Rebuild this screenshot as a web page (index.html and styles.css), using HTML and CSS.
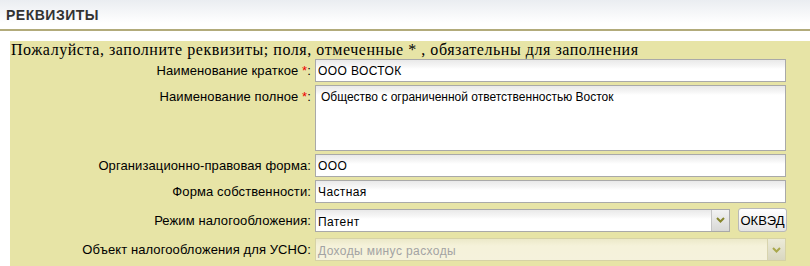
FILE: index.html
```html
<!DOCTYPE html>
<html lang="ru">
<head>
<meta charset="utf-8">
<title>Реквизиты</title>
<link rel="stylesheet" href="styles.css">
</head>
<body>
<div class="header">РЕКВИЗИТЫ</div>
<div class="panel">
  <div class="intro">Пожалуйста, заполните реквизиты; поля, отмеченные * , обязательны для заполнения</div>
  <div class="row r1">
    <label class="label">Наименование краткое <span class="req">*</span>:</label>
    <input class="field" type="text" value="ООО ВОСТОК">
  </div>
  <div class="row r2 top">
    <label class="label lab-top">Наименование полное <span class="req">*</span>:</label>
    <textarea class="field area">Общество с ограниченной ответственностью Восток</textarea>
  </div>
  <div class="row r3">
    <label class="label">Организационно-правовая форма:</label>
    <input class="field" type="text" value="ООО">
  </div>
  <div class="row r4">
    <label class="label">Форма собственности:</label>
    <input class="field" type="text" value="Частная">
  </div>
  <div class="row r5">
    <label class="label">Режим налогообложения:</label>
    <div class="combo short">
      <span class="combo-text">Патент</span>
      <span class="combo-btn"><svg width="9" height="6" viewBox="0 0 9 6"><path d="M1 1 L4.5 4.5 L8 1" fill="none" stroke="#87862c" stroke-width="2"/></svg></span>
    </div>
    <button class="okved">ОКВЭД</button>
  </div>
  <div class="row r6">
    <label class="label">Объект налогообложения для УСНО:</label>
    <div class="combo disabled">
      <span class="combo-text">Доходы минус расходы</span>
      <span class="combo-btn"><svg width="9" height="6" viewBox="0 0 9 6"><path d="M1 1 L4.5 4.5 L8 1" fill="none" stroke="#a9a84c" stroke-width="2"/></svg></span>
    </div>
  </div>
</div>
</body>
</html>
```
FILE: styles.css
```css
html, body {
  margin: 0;
  padding: 0;
  background: #ffffff;
  overflow: hidden;
}
body {
  font-family: "Liberation Sans", Arial, sans-serif;
  font-size: 13px;
  color: #000;
}
.header {
  height: 29px;
  line-height: 30px;
  padding-left: 6px;
  font-weight: bold;
  font-size: 14px;
  letter-spacing: 0.5px;
  color: #333333;
  background: linear-gradient(#eaedf1, #ffffff 80%);
  border-bottom: 2px solid #b2ab7b;
}
.panel {
  margin: 10px 0 0 10px;
  background: #e7e4a6;
  padding: 1px 0 8px 0;
}
.intro {
  font-family: "Liberation Serif", "Times New Roman", serif;
  font-size: 16px;
  letter-spacing: 0.55px;
  line-height: 16px;
  padding-left: 1px;
  white-space: nowrap;
}
.row {
  display: flex;
  align-items: center;
}
.row.top {
  align-items: flex-start;
}
.r1 { margin-top: 1px; }
.r2 { margin-top: 3px; }
.r3 { margin-top: 3px; }
.r4 { margin-top: 3px; }
.r5 { margin-top: 5px; }
.r6 { margin-top: 6px; }
.label {
  width: 305px;
  box-sizing: border-box;
  padding-right: 4px;
  text-align: right;
  white-space: nowrap;
  letter-spacing: 0.1px;
}
.lab-top {
  padding-top: 4px;
}
.req {
  color: #ee0000;
}
.field {
  width: 471px;
  height: 23px;
  box-sizing: border-box;
  margin: 0;
  border: 1px solid #a9a9a9;
  padding: 0 2px;
  font-family: "Liberation Sans", Arial, sans-serif;
  font-size: 12px;
  letter-spacing: 0.4px;
  color: #000;
  background: linear-gradient(#e9e9e9, #f6f6f6 6px, #ffffff 9px);
  outline: none;
}
.area {
  height: 66px;
  padding: 4px 5px;
  resize: none;
  line-height: 14px;
  overflow: hidden;
  letter-spacing: 0;
}
.combo {
  display: flex;
  align-items: stretch;
  height: 23px;
  width: 471px;
  box-sizing: border-box;
  border: 1px solid #a9a9a9;
  background: linear-gradient(#e9e9e9, #f6f6f6 6px, #ffffff 9px);
  font-size: 12px;
  letter-spacing: 0.4px;
}
.combo.short {
  width: 415px;
}
.combo-text {
  flex: 1;
  padding: 5px 2px 0 2px;
  line-height: 14px;
}
.combo-btn {
  width: 17px;
  border-left: 1px solid #c4c4c4;
  background: linear-gradient(#f2f2f2, #d8d8d6);
  display: flex;
  align-items: center;
  justify-content: center;
}
.combo.disabled {
  border-color: #d6d2a6;
  background: linear-gradient(#ece9c9, #f5f2da 7px, #f5f2dc);
  color: #a3a3a3;
}
.combo.disabled .combo-btn {
  border-left-color: #d8d4ae;
  background: linear-gradient(#ecebd8, #d9d7c0);
}
.okved {
  margin-left: 8px;
  width: 49px;
  height: 24px;
  box-sizing: border-box;
  padding: 0;
  border: 1px solid #b9b9b9;
  border-radius: 3px;
  background: linear-gradient(#ffffff, #f4f4f4 50%, #e4e4e4);
  font-family: "Liberation Sans", Arial, sans-serif;
  font-size: 13px;
  color: #000;
}
```
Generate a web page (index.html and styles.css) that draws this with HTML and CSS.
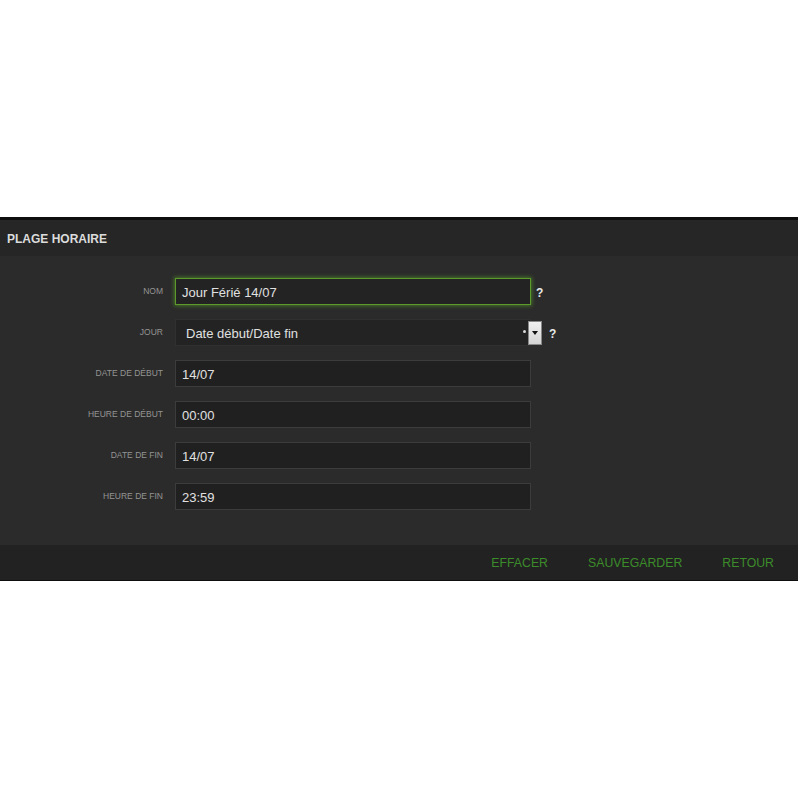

→ **Stated exercise**: Reproduce the material word for word, minus the images.

→ **Written solution**:
Rebuild this screenshot as a web page (index.html and styles.css), using HTML and CSS.
FILE: index.html
```html
<!DOCTYPE html>
<html lang="ru">
<head>
<meta charset="utf-8">
<title>Реквизиты</title>
<link rel="stylesheet" href="styles.css">
</head>
<body>
<div class="header">РЕКВИЗИТЫ</div>
<div class="panel">
  <div class="intro">Пожалуйста, заполните реквизиты; поля, отмеченные * , обязательны для заполнения</div>
  <div class="row r1">
    <label class="label">Наименование краткое <span class="req">*</span>:</label>
    <input class="field" type="text" value="ООО ВОСТОК">
  </div>
  <div class="row r2 top">
    <label class="label lab-top">Наименование полное <span class="req">*</span>:</label>
    <textarea class="field area">Общество с ограниченной ответственностью Восток</textarea>
  </div>
  <div class="row r3">
    <label class="label">Организационно-правовая форма:</label>
    <input class="field" type="text" value="ООО">
  </div>
  <div class="row r4">
    <label class="label">Форма собственности:</label>
    <input class="field" type="text" value="Частная">
  </div>
  <div class="row r5">
    <label class="label">Режим налогообложения:</label>
    <div class="combo short">
      <span class="combo-text">Патент</span>
      <span class="combo-btn"><svg width="9" height="6" viewBox="0 0 9 6"><path d="M1 1 L4.5 4.5 L8 1" fill="none" stroke="#87862c" stroke-width="2"/></svg></span>
    </div>
    <button class="okved">ОКВЭД</button>
  </div>
  <div class="row r6">
    <label class="label">Объект налогообложения для УСНО:</label>
    <div class="combo disabled">
      <span class="combo-text">Доходы минус расходы</span>
      <span class="combo-btn"><svg width="9" height="6" viewBox="0 0 9 6"><path d="M1 1 L4.5 4.5 L8 1" fill="none" stroke="#a9a84c" stroke-width="2"/></svg></span>
    </div>
  </div>
</div>
</body>
</html>
```
FILE: styles.css
```css
html, body {
  margin: 0;
  padding: 0;
  background: #ffffff;
  overflow: hidden;
}
body {
  font-family: "Liberation Sans", Arial, sans-serif;
  font-size: 13px;
  color: #000;
}
.header {
  height: 29px;
  line-height: 30px;
  padding-left: 6px;
  font-weight: bold;
  font-size: 14px;
  letter-spacing: 0.5px;
  color: #333333;
  background: linear-gradient(#eaedf1, #ffffff 80%);
  border-bottom: 2px solid #b2ab7b;
}
.panel {
  margin: 10px 0 0 10px;
  background: #e7e4a6;
  padding: 1px 0 8px 0;
}
.intro {
  font-family: "Liberation Serif", "Times New Roman", serif;
  font-size: 16px;
  letter-spacing: 0.55px;
  line-height: 16px;
  padding-left: 1px;
  white-space: nowrap;
}
.row {
  display: flex;
  align-items: center;
}
.row.top {
  align-items: flex-start;
}
.r1 { margin-top: 1px; }
.r2 { margin-top: 3px; }
.r3 { margin-top: 3px; }
.r4 { margin-top: 3px; }
.r5 { margin-top: 5px; }
.r6 { margin-top: 6px; }
.label {
  width: 305px;
  box-sizing: border-box;
  padding-right: 4px;
  text-align: right;
  white-space: nowrap;
  letter-spacing: 0.1px;
}
.lab-top {
  padding-top: 4px;
}
.req {
  color: #ee0000;
}
.field {
  width: 471px;
  height: 23px;
  box-sizing: border-box;
  margin: 0;
  border: 1px solid #a9a9a9;
  padding: 0 2px;
  font-family: "Liberation Sans", Arial, sans-serif;
  font-size: 12px;
  letter-spacing: 0.4px;
  color: #000;
  background: linear-gradient(#e9e9e9, #f6f6f6 6px, #ffffff 9px);
  outline: none;
}
.area {
  height: 66px;
  padding: 4px 5px;
  resize: none;
  line-height: 14px;
  overflow: hidden;
  letter-spacing: 0;
}
.combo {
  display: flex;
  align-items: stretch;
  height: 23px;
  width: 471px;
  box-sizing: border-box;
  border: 1px solid #a9a9a9;
  background: linear-gradient(#e9e9e9, #f6f6f6 6px, #ffffff 9px);
  font-size: 12px;
  letter-spacing: 0.4px;
}
.combo.short {
  width: 415px;
}
.combo-text {
  flex: 1;
  padding: 5px 2px 0 2px;
  line-height: 14px;
}
.combo-btn {
  width: 17px;
  border-left: 1px solid #c4c4c4;
  background: linear-gradient(#f2f2f2, #d8d8d6);
  display: flex;
  align-items: center;
  justify-content: center;
}
.combo.disabled {
  border-color: #d6d2a6;
  background: linear-gradient(#ece9c9, #f5f2da 7px, #f5f2dc);
  color: #a3a3a3;
}
.combo.disabled .combo-btn {
  border-left-color: #d8d4ae;
  background: linear-gradient(#ecebd8, #d9d7c0);
}
.okved {
  margin-left: 8px;
  width: 49px;
  height: 24px;
  box-sizing: border-box;
  padding: 0;
  border: 1px solid #b9b9b9;
  border-radius: 3px;
  background: linear-gradient(#ffffff, #f4f4f4 50%, #e4e4e4);
  font-family: "Liberation Sans", Arial, sans-serif;
  font-size: 13px;
  color: #000;
}
```
Generate a web page (index.html and styles.css) that draws this with HTML and CSS.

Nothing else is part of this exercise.